Extracted records
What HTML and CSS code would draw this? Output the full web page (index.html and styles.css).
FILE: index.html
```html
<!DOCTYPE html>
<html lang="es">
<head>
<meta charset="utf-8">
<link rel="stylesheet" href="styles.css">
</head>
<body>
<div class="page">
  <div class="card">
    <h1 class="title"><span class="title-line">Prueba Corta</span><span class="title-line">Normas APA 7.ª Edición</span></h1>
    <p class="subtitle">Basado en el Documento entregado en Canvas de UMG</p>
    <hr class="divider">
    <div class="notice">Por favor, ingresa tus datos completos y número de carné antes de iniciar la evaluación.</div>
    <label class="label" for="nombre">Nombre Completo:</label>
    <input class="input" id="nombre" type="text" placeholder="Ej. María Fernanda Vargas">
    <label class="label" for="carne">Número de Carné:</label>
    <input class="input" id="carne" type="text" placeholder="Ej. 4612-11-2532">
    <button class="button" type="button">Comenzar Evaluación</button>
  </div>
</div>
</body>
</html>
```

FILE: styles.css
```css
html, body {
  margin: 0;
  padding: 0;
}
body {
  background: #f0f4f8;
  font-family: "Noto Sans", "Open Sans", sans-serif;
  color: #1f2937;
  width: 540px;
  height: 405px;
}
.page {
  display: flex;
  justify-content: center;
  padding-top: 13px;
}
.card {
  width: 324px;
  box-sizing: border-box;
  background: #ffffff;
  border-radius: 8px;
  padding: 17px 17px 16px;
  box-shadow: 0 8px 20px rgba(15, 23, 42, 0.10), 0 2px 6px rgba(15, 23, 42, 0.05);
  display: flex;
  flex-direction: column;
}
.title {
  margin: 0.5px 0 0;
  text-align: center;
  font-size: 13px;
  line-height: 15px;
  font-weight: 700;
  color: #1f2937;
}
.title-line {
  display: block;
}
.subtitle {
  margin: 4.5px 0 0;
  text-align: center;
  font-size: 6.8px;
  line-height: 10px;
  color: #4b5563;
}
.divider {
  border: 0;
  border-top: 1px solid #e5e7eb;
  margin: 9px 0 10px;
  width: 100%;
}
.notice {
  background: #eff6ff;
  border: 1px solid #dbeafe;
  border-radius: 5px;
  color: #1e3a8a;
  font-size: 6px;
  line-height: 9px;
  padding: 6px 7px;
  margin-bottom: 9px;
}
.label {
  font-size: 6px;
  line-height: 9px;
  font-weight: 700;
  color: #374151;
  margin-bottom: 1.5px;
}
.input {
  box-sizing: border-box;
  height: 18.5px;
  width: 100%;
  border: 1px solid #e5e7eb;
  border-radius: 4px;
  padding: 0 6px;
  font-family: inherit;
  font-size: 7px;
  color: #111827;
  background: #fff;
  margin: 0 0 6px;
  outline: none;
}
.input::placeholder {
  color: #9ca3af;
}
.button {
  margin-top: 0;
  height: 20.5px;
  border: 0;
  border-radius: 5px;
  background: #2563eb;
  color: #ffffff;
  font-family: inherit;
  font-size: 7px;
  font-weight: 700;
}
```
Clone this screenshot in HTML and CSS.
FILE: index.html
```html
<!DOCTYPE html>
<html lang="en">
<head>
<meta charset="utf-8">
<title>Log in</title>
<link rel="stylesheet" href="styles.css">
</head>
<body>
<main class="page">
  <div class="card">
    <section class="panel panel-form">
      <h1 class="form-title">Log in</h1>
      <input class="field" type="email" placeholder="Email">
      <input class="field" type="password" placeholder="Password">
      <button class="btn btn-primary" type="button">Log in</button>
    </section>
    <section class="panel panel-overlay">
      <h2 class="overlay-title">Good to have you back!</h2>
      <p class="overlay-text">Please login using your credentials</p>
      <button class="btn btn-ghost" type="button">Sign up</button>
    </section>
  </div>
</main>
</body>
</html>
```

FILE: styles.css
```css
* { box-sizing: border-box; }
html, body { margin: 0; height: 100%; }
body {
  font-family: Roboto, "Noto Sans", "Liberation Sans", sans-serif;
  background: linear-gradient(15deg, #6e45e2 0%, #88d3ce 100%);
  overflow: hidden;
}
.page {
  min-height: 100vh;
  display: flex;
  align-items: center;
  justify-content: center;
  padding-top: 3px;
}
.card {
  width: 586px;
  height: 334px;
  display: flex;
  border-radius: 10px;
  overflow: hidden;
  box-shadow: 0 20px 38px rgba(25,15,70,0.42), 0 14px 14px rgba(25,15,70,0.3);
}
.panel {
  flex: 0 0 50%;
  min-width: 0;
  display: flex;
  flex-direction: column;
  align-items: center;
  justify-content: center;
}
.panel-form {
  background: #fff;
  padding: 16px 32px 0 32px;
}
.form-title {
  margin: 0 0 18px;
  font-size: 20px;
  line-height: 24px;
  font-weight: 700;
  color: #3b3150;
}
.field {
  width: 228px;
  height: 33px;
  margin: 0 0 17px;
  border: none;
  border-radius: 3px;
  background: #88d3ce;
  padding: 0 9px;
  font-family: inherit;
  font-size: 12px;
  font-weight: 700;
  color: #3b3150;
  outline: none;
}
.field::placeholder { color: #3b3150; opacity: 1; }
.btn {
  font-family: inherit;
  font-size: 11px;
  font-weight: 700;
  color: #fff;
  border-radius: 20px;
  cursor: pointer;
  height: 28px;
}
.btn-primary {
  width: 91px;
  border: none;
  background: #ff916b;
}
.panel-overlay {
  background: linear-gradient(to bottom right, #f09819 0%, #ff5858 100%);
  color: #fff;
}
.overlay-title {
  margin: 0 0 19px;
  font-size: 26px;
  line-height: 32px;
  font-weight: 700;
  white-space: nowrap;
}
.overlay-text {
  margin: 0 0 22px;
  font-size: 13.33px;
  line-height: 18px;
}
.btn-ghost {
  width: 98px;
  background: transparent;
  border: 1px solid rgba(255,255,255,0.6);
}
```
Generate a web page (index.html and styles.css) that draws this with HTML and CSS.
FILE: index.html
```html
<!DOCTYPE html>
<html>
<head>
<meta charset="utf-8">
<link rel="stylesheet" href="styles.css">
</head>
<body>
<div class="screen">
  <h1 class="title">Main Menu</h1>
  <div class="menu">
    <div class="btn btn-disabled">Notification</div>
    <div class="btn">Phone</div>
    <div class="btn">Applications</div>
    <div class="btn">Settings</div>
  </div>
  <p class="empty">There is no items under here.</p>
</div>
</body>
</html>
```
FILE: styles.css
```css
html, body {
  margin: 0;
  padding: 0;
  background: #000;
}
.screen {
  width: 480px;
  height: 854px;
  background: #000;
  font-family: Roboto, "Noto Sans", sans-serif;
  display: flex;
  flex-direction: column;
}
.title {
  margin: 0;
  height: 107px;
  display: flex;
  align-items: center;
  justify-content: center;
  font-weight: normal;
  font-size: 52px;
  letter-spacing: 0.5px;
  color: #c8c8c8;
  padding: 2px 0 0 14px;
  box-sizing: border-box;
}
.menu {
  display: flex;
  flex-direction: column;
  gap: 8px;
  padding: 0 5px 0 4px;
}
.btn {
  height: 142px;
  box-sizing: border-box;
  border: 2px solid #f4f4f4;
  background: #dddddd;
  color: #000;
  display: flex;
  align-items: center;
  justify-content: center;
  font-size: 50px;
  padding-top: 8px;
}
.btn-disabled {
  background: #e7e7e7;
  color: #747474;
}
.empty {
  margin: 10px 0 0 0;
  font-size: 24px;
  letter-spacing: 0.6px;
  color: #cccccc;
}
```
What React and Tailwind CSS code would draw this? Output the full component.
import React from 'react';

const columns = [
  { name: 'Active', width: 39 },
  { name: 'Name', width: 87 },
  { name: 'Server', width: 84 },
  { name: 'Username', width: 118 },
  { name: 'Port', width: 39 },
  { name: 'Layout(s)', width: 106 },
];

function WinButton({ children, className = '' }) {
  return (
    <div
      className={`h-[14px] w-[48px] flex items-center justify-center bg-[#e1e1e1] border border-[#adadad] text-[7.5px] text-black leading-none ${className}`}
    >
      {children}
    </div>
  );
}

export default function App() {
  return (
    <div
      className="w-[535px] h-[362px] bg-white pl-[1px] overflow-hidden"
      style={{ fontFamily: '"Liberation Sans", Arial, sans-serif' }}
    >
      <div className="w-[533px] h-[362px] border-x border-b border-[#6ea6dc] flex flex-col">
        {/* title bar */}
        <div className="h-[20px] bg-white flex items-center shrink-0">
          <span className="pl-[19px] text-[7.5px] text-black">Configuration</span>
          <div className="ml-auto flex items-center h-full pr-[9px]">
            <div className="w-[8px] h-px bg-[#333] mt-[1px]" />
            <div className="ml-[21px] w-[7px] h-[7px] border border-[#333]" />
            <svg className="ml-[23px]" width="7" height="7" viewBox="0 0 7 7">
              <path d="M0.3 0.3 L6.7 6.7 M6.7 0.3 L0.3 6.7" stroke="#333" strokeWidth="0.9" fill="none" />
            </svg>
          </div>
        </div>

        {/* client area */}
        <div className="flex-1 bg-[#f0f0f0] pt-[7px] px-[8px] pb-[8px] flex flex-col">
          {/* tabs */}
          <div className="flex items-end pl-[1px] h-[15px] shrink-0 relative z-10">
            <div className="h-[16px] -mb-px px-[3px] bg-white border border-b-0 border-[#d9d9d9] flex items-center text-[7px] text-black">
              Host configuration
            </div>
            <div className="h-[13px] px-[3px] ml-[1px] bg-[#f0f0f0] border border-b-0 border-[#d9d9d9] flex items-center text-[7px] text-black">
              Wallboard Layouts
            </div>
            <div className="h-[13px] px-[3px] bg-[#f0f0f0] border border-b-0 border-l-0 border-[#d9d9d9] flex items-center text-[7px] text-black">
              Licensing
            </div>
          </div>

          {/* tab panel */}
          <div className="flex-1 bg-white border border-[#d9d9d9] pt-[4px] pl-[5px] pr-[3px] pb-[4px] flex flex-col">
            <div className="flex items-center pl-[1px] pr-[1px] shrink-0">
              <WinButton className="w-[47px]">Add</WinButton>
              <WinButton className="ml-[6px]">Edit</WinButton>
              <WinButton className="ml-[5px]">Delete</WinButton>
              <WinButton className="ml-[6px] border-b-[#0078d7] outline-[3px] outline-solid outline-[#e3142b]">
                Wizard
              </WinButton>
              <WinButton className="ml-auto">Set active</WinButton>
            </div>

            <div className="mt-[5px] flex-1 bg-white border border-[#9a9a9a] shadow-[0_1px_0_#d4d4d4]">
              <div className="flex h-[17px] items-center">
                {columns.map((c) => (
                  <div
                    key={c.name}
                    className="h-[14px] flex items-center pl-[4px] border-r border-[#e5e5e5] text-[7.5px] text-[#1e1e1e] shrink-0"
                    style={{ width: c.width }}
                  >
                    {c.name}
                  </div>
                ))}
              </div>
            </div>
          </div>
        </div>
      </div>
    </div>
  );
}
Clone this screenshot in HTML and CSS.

GIVEN PROBLEM
Look through the data above. Find each line with the string "What" and copy it.

RESULT
What HTML and CSS code would draw this? Output the full web page (index.html and styles.css).
What React and Tailwind CSS code would draw this? Output the full component.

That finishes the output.